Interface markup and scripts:
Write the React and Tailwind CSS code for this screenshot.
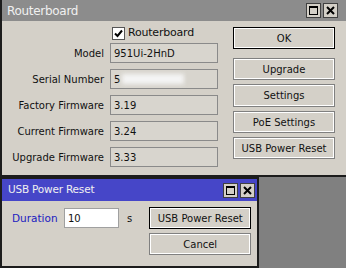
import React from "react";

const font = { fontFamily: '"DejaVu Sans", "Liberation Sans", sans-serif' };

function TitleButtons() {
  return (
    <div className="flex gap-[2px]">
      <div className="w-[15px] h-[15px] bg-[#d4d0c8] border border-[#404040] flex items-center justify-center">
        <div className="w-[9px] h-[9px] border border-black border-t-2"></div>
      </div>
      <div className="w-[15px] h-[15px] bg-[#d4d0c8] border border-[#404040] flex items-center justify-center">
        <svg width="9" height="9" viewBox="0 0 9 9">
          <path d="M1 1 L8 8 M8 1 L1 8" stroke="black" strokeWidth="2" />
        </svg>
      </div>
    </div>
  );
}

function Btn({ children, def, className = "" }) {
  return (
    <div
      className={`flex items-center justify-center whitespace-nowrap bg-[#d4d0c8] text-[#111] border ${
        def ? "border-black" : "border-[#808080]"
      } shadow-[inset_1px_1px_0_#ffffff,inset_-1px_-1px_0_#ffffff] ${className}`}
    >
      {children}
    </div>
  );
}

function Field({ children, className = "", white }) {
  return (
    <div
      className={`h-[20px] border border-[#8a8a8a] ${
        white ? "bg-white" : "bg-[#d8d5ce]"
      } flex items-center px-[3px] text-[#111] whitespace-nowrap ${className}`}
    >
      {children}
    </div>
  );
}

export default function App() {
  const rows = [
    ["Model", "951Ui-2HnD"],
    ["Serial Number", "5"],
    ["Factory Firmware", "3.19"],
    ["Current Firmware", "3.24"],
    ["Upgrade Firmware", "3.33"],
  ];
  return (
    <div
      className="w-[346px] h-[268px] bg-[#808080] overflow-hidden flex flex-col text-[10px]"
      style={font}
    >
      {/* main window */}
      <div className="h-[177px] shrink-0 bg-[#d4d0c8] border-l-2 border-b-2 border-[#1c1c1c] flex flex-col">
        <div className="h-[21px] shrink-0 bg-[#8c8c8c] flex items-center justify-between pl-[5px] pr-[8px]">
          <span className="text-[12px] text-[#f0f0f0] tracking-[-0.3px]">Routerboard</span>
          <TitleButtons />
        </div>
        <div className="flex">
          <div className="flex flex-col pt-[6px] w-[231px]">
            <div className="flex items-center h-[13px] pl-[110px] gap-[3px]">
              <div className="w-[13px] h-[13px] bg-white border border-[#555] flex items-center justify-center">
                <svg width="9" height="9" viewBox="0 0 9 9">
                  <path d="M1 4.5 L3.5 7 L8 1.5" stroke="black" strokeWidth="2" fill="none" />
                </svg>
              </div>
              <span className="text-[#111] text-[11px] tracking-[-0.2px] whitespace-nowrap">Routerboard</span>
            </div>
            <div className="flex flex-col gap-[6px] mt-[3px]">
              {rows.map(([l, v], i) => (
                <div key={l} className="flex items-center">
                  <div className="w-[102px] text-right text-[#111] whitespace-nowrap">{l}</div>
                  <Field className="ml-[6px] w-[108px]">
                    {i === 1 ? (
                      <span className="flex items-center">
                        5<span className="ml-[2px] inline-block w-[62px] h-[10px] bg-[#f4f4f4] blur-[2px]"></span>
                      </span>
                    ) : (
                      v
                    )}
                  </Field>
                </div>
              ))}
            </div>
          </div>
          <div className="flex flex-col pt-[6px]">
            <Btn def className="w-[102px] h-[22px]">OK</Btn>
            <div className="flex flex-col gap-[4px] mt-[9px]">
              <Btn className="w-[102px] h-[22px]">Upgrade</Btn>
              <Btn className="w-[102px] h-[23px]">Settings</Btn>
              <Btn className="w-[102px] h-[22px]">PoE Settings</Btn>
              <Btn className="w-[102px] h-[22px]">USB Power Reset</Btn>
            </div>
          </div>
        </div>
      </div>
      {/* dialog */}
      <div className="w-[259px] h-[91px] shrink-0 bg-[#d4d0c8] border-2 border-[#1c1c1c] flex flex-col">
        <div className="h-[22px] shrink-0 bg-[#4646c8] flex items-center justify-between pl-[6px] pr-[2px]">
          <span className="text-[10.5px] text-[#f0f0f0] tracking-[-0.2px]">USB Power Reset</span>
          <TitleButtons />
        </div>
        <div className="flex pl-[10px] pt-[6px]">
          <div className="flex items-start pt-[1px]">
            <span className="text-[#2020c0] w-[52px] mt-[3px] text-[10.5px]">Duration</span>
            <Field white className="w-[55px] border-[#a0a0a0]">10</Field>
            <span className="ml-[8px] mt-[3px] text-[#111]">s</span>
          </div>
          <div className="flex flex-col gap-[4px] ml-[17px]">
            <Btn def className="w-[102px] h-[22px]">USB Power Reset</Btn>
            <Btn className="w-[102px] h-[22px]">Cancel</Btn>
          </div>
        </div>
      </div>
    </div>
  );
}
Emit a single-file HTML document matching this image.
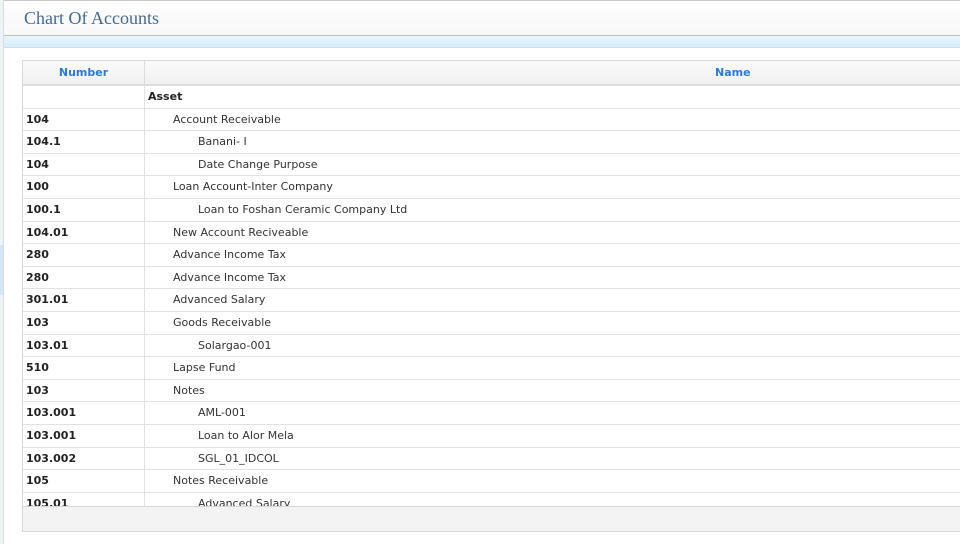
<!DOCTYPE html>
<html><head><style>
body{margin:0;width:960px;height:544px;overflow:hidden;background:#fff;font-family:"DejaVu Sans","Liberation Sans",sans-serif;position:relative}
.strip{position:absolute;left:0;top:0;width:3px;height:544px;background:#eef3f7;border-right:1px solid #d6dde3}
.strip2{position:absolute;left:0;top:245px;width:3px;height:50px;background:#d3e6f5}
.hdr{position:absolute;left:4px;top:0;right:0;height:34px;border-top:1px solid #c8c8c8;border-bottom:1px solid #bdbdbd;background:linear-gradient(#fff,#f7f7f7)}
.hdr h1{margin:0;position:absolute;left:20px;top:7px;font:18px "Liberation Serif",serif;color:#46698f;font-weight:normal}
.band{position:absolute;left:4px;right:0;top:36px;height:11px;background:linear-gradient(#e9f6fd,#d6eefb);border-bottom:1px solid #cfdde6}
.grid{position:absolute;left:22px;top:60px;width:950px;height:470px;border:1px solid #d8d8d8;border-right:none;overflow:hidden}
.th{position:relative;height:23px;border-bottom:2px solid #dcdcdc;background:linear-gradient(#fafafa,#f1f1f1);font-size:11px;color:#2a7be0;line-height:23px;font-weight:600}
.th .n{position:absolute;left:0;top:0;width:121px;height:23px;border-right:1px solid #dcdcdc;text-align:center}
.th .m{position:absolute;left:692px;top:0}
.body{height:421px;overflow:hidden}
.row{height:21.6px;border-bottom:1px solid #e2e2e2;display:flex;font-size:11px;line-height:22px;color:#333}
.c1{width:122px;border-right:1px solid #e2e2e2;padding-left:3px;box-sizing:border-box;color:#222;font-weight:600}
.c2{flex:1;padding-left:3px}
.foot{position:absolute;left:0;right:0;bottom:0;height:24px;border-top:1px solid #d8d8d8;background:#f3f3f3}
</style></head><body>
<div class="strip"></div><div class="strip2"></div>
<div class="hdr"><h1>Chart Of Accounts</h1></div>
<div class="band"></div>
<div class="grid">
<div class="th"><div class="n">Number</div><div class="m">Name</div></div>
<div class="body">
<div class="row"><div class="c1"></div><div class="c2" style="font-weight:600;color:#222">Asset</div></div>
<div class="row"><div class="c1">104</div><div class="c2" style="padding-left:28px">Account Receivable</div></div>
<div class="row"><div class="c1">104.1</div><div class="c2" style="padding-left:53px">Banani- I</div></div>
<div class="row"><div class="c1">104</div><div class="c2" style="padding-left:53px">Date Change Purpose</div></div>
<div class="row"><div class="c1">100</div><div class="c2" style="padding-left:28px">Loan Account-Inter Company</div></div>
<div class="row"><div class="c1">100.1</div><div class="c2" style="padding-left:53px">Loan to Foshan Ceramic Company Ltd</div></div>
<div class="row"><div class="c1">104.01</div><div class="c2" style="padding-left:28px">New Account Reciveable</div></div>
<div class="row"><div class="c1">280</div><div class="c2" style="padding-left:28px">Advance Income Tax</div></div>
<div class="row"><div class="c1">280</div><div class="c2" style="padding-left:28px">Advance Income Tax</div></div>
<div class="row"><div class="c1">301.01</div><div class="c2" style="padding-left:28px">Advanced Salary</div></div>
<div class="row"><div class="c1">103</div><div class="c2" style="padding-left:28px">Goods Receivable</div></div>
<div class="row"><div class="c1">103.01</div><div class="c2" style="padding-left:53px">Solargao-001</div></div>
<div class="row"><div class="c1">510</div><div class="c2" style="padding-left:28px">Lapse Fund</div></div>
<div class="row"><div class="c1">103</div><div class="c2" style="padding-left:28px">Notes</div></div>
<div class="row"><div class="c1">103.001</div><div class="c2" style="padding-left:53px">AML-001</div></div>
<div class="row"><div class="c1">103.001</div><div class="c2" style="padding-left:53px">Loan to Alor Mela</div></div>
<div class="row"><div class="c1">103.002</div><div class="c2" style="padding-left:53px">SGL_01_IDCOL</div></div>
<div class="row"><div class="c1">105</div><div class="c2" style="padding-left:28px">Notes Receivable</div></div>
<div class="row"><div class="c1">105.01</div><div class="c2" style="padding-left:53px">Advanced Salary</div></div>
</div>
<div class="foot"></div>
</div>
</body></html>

YOUR OBJECTIVE:
Search the records above for "React". Copy each line where it is found.

COMPLETE RESPONSE:
Write the React and Tailwind CSS code for this screenshot.
import React from "react";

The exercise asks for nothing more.